Mandatory Nature of Victim Penalty Assessment
The court addressed the victim penalty assessment (VPA) separately, affirming its mandatory imposition under RCW 7.68.035. Unlike attorney fees and court costs, the statute governing the VPA does not allow for consideration of a defendant's ability to pay. The court reiterated that the imposition of the VPA is obligatory and does not impose a financial burden that requires judicial discretion. In this context, the court noted that previous rulings, including Curry, supported the notion that the defendant's financial circumstances are irrelevant to the VPA's imposition. The court reasoned that the mandatory nature of the VPA serves the broader interests of compensating victims and ensuring that justice is served, regardless of the defendant's financial status. Consequently, the court upheld the sentencing court's decision to impose the $100 VPA while reversing the other financial obligations due to the lack of a proper assessment of Williams' financial situation.

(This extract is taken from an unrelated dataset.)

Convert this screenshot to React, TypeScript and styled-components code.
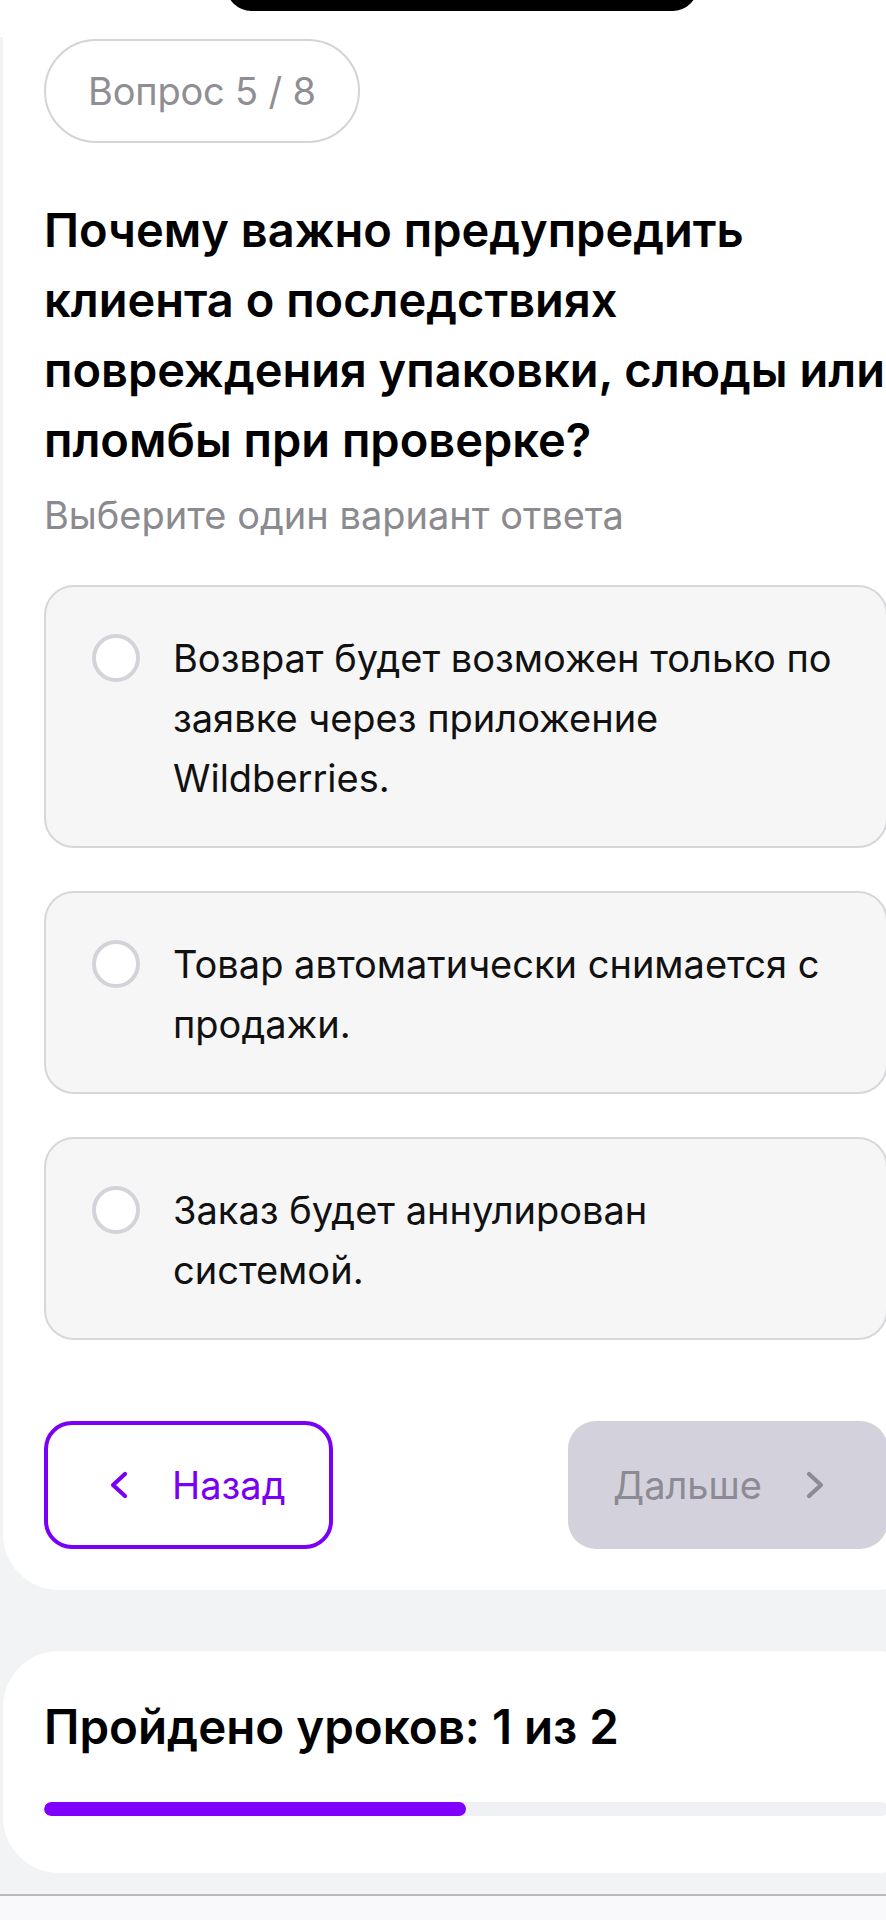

Conclusion and Remand for Resentencing
The court concluded that the sentencing judge's failure to inquire into Williams' financial circumstances necessitated a reversal of the imposed costs and attorney fees. The appellate court remanded the case for resentencing, instructing the trial court to conduct a proper assessment of Williams' ability to pay before imposing any financial obligations. This decision underscored the importance of judicial discretion in balancing the imposition of costs against a defendant's financial reality, promoting fairness within the judicial process. The court's ruling reinforced the statutory requirement that ensures defendants are not subjected to unreasonable financial burdens, thereby safeguarding their rights during sentencing. The appellate court also clarified that while the victim penalty assessment stood as a mandatory obligation, any other financial obligations must be tailored to the defendant's financial capabilities. This outcome aimed to ensure that sentencing practices align with both legal standards and principles of equity within the criminal justice system.